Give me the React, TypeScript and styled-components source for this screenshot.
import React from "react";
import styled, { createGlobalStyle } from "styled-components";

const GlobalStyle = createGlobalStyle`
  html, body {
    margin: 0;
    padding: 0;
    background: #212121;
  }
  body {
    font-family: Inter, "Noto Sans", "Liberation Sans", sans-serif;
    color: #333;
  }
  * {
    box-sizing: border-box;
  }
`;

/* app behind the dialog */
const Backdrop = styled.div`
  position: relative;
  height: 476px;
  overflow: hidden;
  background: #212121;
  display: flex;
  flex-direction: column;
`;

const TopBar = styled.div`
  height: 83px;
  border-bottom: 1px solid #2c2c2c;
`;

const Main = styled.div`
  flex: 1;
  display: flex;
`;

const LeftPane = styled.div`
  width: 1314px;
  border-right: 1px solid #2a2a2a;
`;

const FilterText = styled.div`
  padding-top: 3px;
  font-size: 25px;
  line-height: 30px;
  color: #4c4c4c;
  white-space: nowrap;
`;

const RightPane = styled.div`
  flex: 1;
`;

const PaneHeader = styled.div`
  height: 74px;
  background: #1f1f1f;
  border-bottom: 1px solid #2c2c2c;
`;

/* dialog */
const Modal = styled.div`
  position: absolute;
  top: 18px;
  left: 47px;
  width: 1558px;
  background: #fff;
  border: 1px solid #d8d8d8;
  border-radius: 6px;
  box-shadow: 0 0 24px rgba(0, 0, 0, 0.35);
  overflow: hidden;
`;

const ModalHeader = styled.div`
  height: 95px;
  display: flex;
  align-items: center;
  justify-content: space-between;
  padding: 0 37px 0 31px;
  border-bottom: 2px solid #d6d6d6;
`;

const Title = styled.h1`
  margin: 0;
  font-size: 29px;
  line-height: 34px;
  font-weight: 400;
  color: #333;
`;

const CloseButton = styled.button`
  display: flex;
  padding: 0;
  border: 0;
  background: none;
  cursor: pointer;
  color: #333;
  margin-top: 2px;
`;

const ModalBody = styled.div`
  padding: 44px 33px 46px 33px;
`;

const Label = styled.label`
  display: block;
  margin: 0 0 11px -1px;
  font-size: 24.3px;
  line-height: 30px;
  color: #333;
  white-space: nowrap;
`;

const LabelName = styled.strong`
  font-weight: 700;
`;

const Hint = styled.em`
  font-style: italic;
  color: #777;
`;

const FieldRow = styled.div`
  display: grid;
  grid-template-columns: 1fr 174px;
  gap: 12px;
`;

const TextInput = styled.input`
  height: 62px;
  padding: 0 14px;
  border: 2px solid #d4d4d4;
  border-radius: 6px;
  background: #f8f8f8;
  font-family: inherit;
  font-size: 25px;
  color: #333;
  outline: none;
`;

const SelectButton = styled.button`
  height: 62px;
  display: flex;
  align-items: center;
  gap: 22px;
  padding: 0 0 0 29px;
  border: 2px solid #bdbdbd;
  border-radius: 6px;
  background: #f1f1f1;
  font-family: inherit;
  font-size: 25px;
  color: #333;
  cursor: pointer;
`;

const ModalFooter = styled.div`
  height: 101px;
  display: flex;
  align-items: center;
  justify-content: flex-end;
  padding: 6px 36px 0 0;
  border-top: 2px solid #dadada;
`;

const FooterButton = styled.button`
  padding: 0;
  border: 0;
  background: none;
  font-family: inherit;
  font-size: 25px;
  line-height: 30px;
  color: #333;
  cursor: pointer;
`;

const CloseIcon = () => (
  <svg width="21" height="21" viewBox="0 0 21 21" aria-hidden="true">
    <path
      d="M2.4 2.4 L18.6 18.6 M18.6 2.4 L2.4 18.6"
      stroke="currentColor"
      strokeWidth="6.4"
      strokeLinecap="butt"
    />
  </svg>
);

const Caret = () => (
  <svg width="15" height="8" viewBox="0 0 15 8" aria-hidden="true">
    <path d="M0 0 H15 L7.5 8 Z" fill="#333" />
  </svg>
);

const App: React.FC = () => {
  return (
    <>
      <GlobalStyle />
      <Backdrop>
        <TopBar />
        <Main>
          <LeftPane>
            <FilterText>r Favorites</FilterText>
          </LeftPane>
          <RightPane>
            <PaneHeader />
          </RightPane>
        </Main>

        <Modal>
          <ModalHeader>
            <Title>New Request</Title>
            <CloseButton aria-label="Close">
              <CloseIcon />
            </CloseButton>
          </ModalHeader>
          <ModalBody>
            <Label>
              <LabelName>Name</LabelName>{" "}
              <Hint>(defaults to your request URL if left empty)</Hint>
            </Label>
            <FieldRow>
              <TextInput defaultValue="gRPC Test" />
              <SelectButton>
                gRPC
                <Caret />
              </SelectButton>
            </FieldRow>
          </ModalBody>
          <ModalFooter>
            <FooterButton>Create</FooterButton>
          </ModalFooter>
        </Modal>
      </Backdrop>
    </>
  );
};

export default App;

### Exercise description
Every line in the data that holds "React" should be copied out.

### Result
Give me the React, TypeScript and styled-components source for this screenshot.
import React from "react";
const App: React.FC = () => {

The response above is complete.